Histories of Postwar Architecture (Oct 2024)
From the Urban Island to the Insula. Morphological Variations around a Theme
Abstract
Starting with The City in the City, the manifesto that Ungers wrote in 1977 together with Rem Koolhaas during the Berlin Summer School on the Urban Villa, the article analyses its critical influence on the theorization of the city, referring to its recent critical reissue (Hertweck, Marot 2013). In an in-depth analysis of the various versions of this text, common elements in the two authors’ thinking – Ungers and Koolhaas – emerge, but also differences, particularly on the notions of city within the city, green archipelago and urban island.
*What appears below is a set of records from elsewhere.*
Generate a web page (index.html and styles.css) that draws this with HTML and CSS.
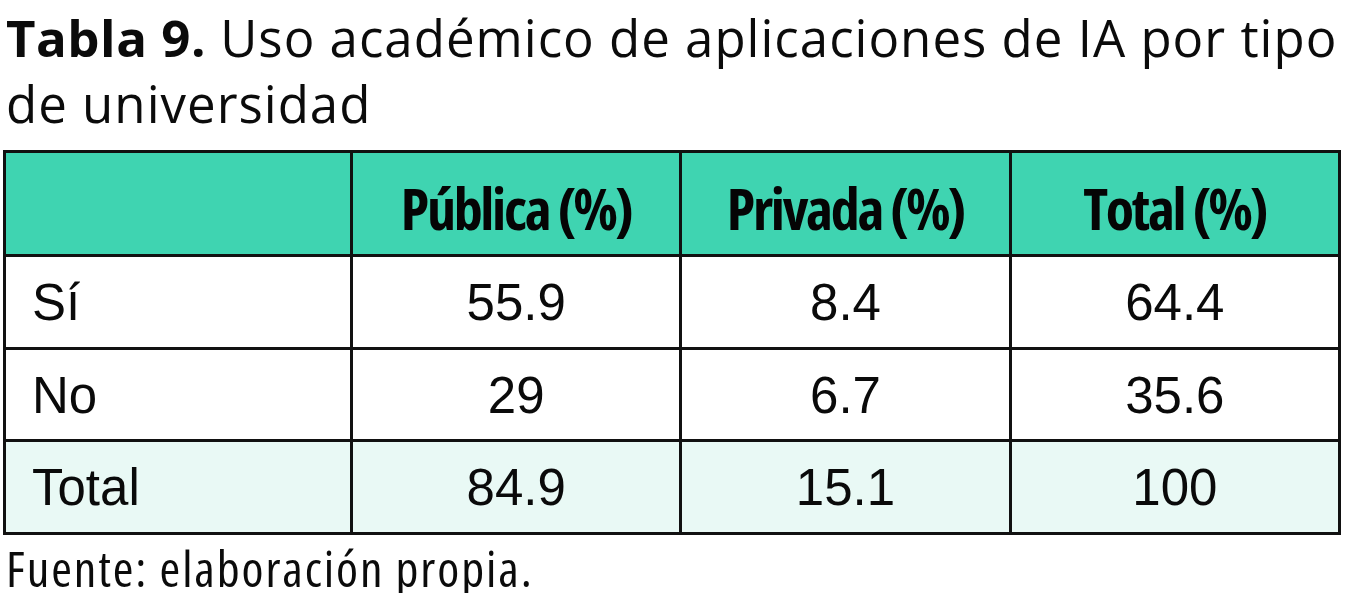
FILE: index.html
```html
<!DOCTYPE html>
<html lang="es">
<head>
<meta charset="utf-8">
<title>Tabla 9</title>
<link rel="stylesheet" href="styles.css">
</head>
<body>
<main class="page">
  <h1 class="title"><strong>Tabla 9.</strong> Uso académico de aplicaciones de IA por tipo de universidad</h1>
  <table class="data">
    <thead>
      <tr>
        <th class="blank"></th>
        <th>Pública (%)</th>
        <th>Privada (%)</th>
        <th>Total (%)</th>
      </tr>
    </thead>
    <tbody>
      <tr>
        <td class="label">Sí</td>
        <td>55.9</td>
        <td>8.4</td>
        <td>64.4</td>
      </tr>
      <tr>
        <td class="label">No</td>
        <td>29</td>
        <td>6.7</td>
        <td>35.6</td>
      </tr>
      <tr class="total">
        <td class="label">Total</td>
        <td>84.9</td>
        <td>15.1</td>
        <td>100</td>
      </tr>
    </tbody>
  </table>
  <p class="source">Fuente: elaboración propia.</p>
</main>
</body>
</html>
```

FILE: styles.css
```css
html, body {
  margin: 0;
  padding: 0;
  background: #ffffff;
}

.page {
  padding: 4px 4px 0 3px;
  color: #0b0b0b;
}

.title {
  margin: 0 0 14px 3px;
  font-family: "Open Sans", "Noto Sans", sans-serif;
  font-weight: 400;
  font-size: 51px;
  letter-spacing: 1px;
  line-height: 66px;
}

.title strong {
  font-weight: 700;
  letter-spacing: 0.5px;
}

.data {
  width: 1338px;
  border-collapse: collapse;
  table-layout: fixed;
}

.data th,
.data td {
  border: 3px solid #111111;
  text-align: center;
}

.data th {
  background: #3fd4b1;
  height: 104px;
  padding: 8px 0 0 0;
  box-sizing: border-box;
  font-family: "Open Sans", "Liberation Sans Narrow", sans-serif;
  font-stretch: 75%;
  font-weight: 700;
  font-size: 58px;
  letter-spacing: -2.3px;
  line-height: 1;
  color: #050505;
}

.data th.blank {
  width: 347px;
}

.data td {
  height: 92.5px;
  padding: 2px 0 0 0;
  box-sizing: border-box;
  font-family: "Liberation Sans", Arial, sans-serif;
  font-size: 51px;
  line-height: 1;
  color: #0a0a0a;
}

.data td.label {
  text-align: left;
  padding-left: 26px;
}

.data tr.total td {
  background: #e9f9f5;
}

.source {
  margin: 8px 0 0 3px;
  font-family: "Open Sans", "Liberation Sans Narrow", sans-serif;
  font-stretch: 75%;
  font-weight: 400;
  font-size: 50px;
  letter-spacing: 1.9px;
  line-height: 50px;
  color: #0b0b0b;
}
```
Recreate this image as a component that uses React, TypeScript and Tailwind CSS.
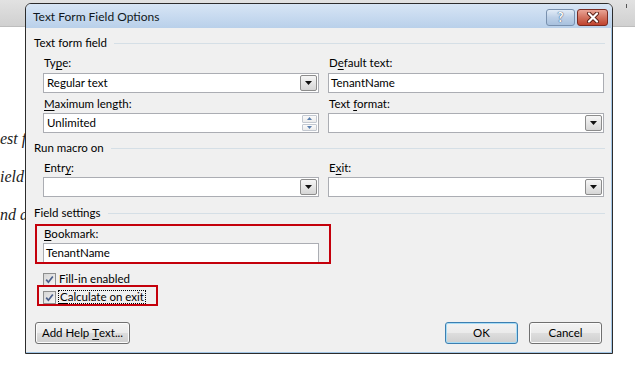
import React from "react";

const U = ({ children }: { children: React.ReactNode }) => (
  <span className="underline underline-offset-[2px] decoration-1">{children}</span>
);

function DropBtn() {
  return (
    <div className="w-[17px] border border-[#8c8c8c] rounded-[2px] bg-[linear-gradient(#f6f6f6,#e6e6e6_50%,#d6d6d6)] flex items-center justify-center">
      <svg width="7" height="4" viewBox="0 0 7 4">
        <polygon points="0,0 7,0 3.5,4" fill="#111" />
      </svg>
    </div>
  );
}

function Combo({ text }: { text?: string }) {
  return (
    <div className="h-[20px] border border-[#abadb3] bg-white flex items-stretch p-px">
      <div className="flex-1 pl-[2px] flex items-center leading-none">{text}</div>
      <DropBtn />
    </div>
  );
}

function TextBox({ text }: { text?: string }) {
  return (
    <div className="h-[20px] border border-[#abadb3] bg-white flex items-center pl-[2px] leading-none">{text}</div>
  );
}

function Spin() {
  return (
    <div className="h-[20px] border border-[#abadb3] bg-white flex items-stretch p-px">
      <div className="flex-1 pl-[2px] flex items-center leading-none">Unlimited</div>
      <div className="w-[15px] flex flex-col gap-px">
        <div className="flex-1 border border-[#c3c8d0] rounded-[1px] bg-[linear-gradient(#fbfbfb,#ececec)] flex items-center justify-center">
          <svg width="5" height="3" viewBox="0 0 5 3"><polygon points="0,3 5,3 2.5,0" fill="#5b7fae" /></svg>
        </div>
        <div className="flex-1 border border-[#c3c8d0] rounded-[1px] bg-[linear-gradient(#fbfbfb,#ececec)] flex items-center justify-center">
          <svg width="5" height="3" viewBox="0 0 5 3"><polygon points="0,0 5,0 2.5,3" fill="#5b7fae" /></svg>
        </div>
      </div>
    </div>
  );
}

function Label({ children }: { children: React.ReactNode }) {
  return <div className="h-[14px] leading-[14px] pl-[1px]">{children}</div>;
}

function Header({ children }: { children: React.ReactNode }) {
  return (
    <div className="h-[14px] flex items-center pl-[8px] pr-[6px]">
      <span className="leading-[14px]">{children}</span>
      <div className="flex-1 h-px bg-[#d5dfe6] ml-[7px]" />
    </div>
  );
}

function Check() {
  return (
    <div className="w-[13px] h-[13px] border border-[#8e8f8f] bg-[linear-gradient(135deg,#d6d6d6,#f4f4f4)] flex items-center justify-center">
      <svg width="11" height="11" viewBox="0 0 11 11">
        <path d="M2.2 5.6 L4.4 8.2 L8.8 2.4" fill="none" stroke="#4b5f8a" strokeWidth="1.7" />
      </svg>
    </div>
  );
}

function Btn({ children, def, w }: { children: React.ReactNode; def?: boolean; w: string }) {
  return (
    <div
      className={
        "h-[22px] rounded-[3px] flex items-center justify-center leading-none whitespace-pre bg-[linear-gradient(#f3f3f3,#ebebeb_48%,#dddddd_52%,#cfcfcf)] " +
        w +
        (def ? " border border-[#3c7fb1] shadow-[inset_0_0_0_1px_#a8dcf5]" : " border border-[#707070] shadow-[inset_0_0_0_1px_#fbfbfb]")
      }
    >
      {children}
    </div>
  );
}

export default function App() {
  return (
    <div className="relative w-[635px] h-[377px] overflow-hidden bg-white font-['Lato',sans-serif] text-[11.5px] text-black">
      {/* document behind */}
      <div className="h-[27px] bg-[linear-gradient(#e2e2e2,#d0d0d0)] border-b border-[#bdbdbd] flex justify-end">
        <div className="w-px h-[4px] bg-[#555] mt-[4px] mr-[8px]" />
      </div>
      <div className="w-[25px] overflow-hidden whitespace-nowrap pt-[93px] font-['Liberation_Serif',serif] italic text-[16px] leading-[38px] text-[#222]">
        <div>est f</div>
        <div>ield</div>
        <div>nd a</div>
      </div>

      {/* dialog */}
      <div className="absolute left-[25px] top-[3px] w-[588px] h-[351px] border border-[#2c2c2c] rounded-t-[6px] flex flex-col overflow-hidden">
        <div className="h-[24px] bg-[linear-gradient(#d7e5f5,#b9d0ea)] flex items-start pl-[7px] pr-[4px]">
          <span className="self-center text-[12px] text-[#101820] leading-none mt-[1px]">Text Form Field Options</span>
          <div className="ml-auto mt-[5px] flex gap-[2px]">
            <div className="w-[29px] h-[17px] rounded-[3px] border border-[#7890ae] bg-[linear-gradient(#e2ecf7,#bdd0e7_50%,#a8c1de)] flex items-center justify-center">
              <span className="text-white font-bold text-[13px] leading-none [text-shadow:0_0_1px_#2e4a70,0_0_1px_#2e4a70]">?</span>
            </div>
            <div className="w-[31px] h-[17px] rounded-[3px] border border-[#7a2b22] bg-[linear-gradient(#eaa496,#d2725f_50%,#c0432f)] flex items-center justify-center">
              <svg width="14" height="11" viewBox="0 0 14 11">
                <path d="M3 1.5 L11 9.5 M11 1.5 L3 9.5" stroke="#5b1e16" strokeWidth="4" strokeLinecap="round" />
                <path d="M3 1.5 L11 9.5 M11 1.5 L3 9.5" stroke="#ffffff" strokeWidth="2.2" strokeLinecap="round" />
              </svg>
            </div>
          </div>
        </div>

        <div className="relative flex-1 bg-[#f0f0f0] border-r border-b border-[#a3c6e6] pt-[8px]">
          <Header>Text form field</Header>
          <div className="grid grid-cols-[276px_276px] gap-x-[9px] pl-[17px] mt-[6px]">
            <Label>
              Ty<U>p</U>e:
            </Label>
            <Label>
              D<U>e</U>fault text:
            </Label>
            <div className="mt-[3px]">
              <Combo text="Regular text" />
            </div>
            <div className="mt-[3px]">
              <TextBox text="TenantName" />
            </div>
            <div className="mt-[4px]">
              <Label>
                <U>M</U>aximum length:
              </Label>
            </div>
            <div className="mt-[4px]">
              <Label>
                Text <U>f</U>ormat:
              </Label>
            </div>
            <div className="mt-[2px]">
              <Spin />
            </div>
            <div className="mt-[2px]">
              <Combo />
            </div>
          </div>

          <div className="mt-[8px]">
            <Header>Run macro on</Header>
          </div>
          <div className="grid grid-cols-[276px_276px] gap-x-[9px] pl-[17px] mt-[6px]">
            <Label>
              Entr<U>y</U>:
            </Label>
            <Label>
              E<U>x</U>it:
            </Label>
            <div className="mt-[2px]">
              <Combo />
            </div>
            <div className="mt-[2px]">
              <Combo />
            </div>
          </div>

          <div className="mt-[9px]">
            <Header>Field settings</Header>
          </div>
          <div className="pl-[17px] w-[293px] mt-[7px]">
            <Label>
              <U>B</U>ookmark:
            </Label>
            <div className="mt-[2px]">
              <TextBox text="TenantName" />
            </div>
          </div>
          <div className="pl-[17px] mt-[9px] h-[14px] flex items-center gap-[3px]">
            <Check />
            <span className="leading-[14px]">
              Fill-in e<U>n</U>abled
            </span>
          </div>
          <div className="pl-[17px] mt-[4px] h-[14px] flex items-center gap-[2px]">
            <Check />
            <span className="leading-[12px] border border-dotted border-black px-px">
              <U>C</U>alculate on exit
            </span>
          </div>

          <div className="mt-[18px] flex items-center pl-[9px] pr-[9px]">
            <Btn w="w-[95px]">
              {"Add Help "}
              <U>T</U>
              {"ext..."}
            </Btn>
            <div className="ml-auto flex gap-[11px]">
              <Btn w="w-[73px]" def>
                OK
              </Btn>
              <Btn w="w-[73px]">Cancel</Btn>
            </div>
          </div>

          {/* red annotation boxes */}
          <div className="absolute left-[9px] top-[196px] w-[296px] h-[40px] border-2 border-[#c4000b]" />
          <div className="absolute left-[11px] top-[257px] w-[121px] h-[21px] border-2 border-[#c4000b]" />
        </div>
      </div>
    </div>
  );
}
Through interviews made with Ungers’ collaborators, come out different impressions of this experience: for Koolhaas, “the most fascinating aspect of that undertaking was its site-specificity, the simple fact that Ungers had taken Berlin, West Berlin, as a laboratory”; for Hans Kollhoff, it was “an interesting exercise, but it was clear to him [Ungers] that it had no chance of being converted into reality.” Considering other parallel design and theoretical experiences carried out by Ungers at almost the same time, it emerges how the radical nature of this manifesto – which sought to provide a solution to Berlin’s shrinking condition through a green archipelago of formalized islands – had to confront the historic layout, which still existed despite its fragmented situation. The scale of the urban block is experimented with in different experiments, based on morphological variations. The urban island is slowly transformed into an urban insula, as practiced in the critical reconstruction introduced during the Berlin IBA by Kleihues, in which Ungers will be one of the main protagonists.